▸ **SET EXERCISE**:
Check every line below for the word "React" and show those that hold it.

────────────────────────────────────────

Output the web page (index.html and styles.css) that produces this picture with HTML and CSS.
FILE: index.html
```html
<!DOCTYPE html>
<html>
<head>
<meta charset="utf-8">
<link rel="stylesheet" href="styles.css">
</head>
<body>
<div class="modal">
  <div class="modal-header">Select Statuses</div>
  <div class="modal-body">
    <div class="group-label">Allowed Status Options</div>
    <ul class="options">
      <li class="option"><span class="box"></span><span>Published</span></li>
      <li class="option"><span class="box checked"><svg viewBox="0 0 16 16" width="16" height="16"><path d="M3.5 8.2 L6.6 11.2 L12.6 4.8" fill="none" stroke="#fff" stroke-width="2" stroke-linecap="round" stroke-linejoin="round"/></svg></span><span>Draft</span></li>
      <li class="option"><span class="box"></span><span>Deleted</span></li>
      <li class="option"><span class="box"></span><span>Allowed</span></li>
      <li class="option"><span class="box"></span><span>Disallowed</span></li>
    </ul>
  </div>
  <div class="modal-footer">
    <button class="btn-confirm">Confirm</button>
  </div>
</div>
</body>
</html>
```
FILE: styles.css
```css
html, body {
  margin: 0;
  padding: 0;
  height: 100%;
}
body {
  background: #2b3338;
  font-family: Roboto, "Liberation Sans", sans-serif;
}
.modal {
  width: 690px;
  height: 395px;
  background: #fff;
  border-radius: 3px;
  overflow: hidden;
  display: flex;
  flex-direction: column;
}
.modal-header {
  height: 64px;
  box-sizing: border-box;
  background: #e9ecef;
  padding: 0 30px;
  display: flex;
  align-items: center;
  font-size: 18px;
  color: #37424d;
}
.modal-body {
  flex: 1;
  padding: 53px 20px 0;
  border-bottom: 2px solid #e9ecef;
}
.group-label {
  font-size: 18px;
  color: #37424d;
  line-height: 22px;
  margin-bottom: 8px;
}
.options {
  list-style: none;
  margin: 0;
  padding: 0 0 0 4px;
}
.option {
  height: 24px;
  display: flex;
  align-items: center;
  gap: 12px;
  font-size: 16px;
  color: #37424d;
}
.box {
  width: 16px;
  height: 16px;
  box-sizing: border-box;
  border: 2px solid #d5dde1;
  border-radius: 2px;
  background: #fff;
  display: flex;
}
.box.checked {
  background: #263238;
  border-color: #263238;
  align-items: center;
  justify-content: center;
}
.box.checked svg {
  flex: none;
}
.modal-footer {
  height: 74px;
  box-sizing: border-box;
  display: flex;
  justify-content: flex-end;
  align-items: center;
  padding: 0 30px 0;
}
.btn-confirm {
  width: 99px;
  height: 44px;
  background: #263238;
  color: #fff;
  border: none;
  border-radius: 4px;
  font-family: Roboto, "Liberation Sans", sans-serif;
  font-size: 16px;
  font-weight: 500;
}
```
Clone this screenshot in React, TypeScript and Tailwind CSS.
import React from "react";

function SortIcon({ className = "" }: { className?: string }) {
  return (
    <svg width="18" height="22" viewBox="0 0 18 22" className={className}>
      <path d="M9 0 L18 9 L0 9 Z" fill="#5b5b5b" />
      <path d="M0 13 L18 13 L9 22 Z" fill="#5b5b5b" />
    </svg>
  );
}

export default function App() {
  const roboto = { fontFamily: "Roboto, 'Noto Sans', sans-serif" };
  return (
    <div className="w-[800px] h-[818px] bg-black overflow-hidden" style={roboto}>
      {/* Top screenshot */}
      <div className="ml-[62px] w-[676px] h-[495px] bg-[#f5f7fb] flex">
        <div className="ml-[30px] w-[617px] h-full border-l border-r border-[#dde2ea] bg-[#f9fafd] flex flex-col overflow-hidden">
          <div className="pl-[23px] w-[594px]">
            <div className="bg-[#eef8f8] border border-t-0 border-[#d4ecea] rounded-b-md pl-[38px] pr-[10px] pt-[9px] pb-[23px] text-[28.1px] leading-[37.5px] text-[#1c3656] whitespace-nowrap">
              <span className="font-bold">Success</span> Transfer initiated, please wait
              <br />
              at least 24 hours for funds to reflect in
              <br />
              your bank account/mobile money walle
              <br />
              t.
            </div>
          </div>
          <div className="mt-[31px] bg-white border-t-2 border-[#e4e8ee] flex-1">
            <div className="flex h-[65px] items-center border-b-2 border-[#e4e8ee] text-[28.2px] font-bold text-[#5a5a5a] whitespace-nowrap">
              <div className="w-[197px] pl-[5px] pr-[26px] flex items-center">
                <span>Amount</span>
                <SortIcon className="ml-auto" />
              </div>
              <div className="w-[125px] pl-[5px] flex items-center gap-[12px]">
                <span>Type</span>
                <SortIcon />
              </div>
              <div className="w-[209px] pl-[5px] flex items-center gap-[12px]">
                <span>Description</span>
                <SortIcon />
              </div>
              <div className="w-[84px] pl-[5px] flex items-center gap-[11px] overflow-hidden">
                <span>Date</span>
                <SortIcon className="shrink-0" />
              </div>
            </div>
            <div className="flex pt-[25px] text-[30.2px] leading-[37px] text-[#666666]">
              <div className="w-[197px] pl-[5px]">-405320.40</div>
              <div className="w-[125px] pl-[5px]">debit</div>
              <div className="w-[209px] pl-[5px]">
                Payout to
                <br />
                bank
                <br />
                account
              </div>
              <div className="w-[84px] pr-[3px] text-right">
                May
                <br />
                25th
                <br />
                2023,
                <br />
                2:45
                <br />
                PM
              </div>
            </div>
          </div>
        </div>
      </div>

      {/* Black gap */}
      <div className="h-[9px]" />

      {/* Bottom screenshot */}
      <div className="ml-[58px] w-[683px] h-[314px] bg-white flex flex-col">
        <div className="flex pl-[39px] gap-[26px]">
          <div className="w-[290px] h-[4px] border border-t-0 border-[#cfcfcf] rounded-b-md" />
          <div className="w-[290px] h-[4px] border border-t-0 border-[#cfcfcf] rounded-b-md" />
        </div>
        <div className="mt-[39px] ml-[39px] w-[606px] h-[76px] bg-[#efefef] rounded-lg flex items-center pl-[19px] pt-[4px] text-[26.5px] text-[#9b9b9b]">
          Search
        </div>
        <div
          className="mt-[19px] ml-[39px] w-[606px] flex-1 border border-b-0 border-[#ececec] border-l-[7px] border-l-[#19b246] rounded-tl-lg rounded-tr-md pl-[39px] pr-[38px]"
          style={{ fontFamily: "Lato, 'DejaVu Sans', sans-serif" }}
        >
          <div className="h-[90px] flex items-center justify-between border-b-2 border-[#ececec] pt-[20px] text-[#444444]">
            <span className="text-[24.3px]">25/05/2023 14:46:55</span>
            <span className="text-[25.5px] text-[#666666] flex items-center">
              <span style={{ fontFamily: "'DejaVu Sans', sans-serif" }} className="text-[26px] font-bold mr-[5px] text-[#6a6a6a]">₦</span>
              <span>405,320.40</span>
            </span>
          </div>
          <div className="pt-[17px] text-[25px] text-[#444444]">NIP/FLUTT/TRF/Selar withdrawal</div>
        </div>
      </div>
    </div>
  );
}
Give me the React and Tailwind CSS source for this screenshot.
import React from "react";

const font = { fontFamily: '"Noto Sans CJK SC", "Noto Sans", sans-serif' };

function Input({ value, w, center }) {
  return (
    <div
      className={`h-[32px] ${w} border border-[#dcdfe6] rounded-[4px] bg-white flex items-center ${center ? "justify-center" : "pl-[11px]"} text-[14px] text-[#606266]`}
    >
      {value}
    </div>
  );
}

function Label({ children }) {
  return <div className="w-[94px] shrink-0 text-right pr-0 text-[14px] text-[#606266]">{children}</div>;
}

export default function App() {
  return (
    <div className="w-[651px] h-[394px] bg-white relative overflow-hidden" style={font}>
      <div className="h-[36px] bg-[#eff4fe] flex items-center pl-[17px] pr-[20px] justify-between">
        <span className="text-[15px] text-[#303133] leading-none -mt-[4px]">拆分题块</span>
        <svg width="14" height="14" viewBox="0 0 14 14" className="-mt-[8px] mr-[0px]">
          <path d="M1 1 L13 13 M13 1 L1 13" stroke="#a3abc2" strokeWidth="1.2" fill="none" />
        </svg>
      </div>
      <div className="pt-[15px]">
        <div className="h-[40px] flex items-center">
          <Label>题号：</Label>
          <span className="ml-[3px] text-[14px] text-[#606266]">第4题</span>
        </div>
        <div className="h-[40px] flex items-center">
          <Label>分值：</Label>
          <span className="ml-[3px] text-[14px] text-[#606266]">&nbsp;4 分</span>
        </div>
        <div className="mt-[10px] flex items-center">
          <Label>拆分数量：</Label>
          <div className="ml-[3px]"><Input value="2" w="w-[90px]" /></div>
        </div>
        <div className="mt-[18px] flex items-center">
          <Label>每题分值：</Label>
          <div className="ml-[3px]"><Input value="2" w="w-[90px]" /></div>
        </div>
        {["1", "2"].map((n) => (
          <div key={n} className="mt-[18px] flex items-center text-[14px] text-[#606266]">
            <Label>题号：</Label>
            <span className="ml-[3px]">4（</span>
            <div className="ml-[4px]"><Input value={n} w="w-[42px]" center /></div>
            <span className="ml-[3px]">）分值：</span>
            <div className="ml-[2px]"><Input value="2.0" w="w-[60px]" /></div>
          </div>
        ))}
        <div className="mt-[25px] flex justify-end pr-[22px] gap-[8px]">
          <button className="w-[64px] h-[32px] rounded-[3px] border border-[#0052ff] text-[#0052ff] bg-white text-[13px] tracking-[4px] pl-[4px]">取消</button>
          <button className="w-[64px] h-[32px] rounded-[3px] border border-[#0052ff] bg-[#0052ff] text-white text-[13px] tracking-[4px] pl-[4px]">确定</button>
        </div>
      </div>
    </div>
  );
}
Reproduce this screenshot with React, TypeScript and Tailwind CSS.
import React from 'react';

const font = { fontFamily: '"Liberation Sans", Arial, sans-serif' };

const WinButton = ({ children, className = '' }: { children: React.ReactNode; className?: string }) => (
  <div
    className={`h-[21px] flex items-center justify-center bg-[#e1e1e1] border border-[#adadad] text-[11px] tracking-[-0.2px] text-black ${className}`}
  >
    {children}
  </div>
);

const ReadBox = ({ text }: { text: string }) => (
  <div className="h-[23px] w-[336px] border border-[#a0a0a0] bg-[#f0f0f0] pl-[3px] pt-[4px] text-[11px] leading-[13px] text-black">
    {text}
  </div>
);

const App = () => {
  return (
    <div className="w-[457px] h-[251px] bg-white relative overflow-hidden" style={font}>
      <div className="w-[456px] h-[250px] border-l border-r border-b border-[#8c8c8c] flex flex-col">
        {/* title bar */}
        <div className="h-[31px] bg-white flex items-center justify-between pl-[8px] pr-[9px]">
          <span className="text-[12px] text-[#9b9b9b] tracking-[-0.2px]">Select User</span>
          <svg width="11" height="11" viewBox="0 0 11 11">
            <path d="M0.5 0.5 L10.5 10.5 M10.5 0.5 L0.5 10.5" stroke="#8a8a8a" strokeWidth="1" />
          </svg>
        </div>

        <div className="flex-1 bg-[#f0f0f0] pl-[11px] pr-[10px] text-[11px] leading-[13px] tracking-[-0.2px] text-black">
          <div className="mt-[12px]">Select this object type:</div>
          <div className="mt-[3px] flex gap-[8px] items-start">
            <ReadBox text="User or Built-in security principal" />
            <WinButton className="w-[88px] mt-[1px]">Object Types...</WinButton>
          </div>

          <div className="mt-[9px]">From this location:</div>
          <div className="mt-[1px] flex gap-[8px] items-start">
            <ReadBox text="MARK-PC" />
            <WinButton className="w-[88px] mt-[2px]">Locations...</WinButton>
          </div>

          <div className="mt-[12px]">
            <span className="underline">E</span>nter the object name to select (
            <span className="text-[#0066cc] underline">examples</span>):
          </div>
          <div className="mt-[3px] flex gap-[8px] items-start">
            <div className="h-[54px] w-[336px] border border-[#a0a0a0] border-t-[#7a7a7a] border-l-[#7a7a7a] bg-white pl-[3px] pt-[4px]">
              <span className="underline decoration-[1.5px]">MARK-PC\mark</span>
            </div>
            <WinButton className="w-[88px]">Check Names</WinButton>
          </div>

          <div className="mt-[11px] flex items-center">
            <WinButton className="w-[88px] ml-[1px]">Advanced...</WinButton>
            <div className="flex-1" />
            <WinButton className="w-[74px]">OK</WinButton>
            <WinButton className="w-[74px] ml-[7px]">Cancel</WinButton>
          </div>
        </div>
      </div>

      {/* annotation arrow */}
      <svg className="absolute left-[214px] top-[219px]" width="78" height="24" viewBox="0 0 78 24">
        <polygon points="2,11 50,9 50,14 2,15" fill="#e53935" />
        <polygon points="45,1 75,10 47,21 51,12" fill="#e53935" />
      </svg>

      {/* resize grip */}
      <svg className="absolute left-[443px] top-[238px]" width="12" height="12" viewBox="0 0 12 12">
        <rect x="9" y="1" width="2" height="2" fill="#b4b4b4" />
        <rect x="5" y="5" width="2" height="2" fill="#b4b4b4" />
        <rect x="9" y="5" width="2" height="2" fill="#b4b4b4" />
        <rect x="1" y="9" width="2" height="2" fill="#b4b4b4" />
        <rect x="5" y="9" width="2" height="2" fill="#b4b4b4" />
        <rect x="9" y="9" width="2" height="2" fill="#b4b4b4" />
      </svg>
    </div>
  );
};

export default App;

────────────────────────────────────────

▸ **PROBLEM SOLUTION**:
Clone this screenshot in React, TypeScript and Tailwind CSS.
import React from "react";
Give me the React and Tailwind CSS source for this screenshot.
import React from "react";
Reproduce this screenshot with React, TypeScript and Tailwind CSS.
import React from 'react';
const WinButton = ({ children, className = '' }: { children: React.ReactNode; className?: string }) => (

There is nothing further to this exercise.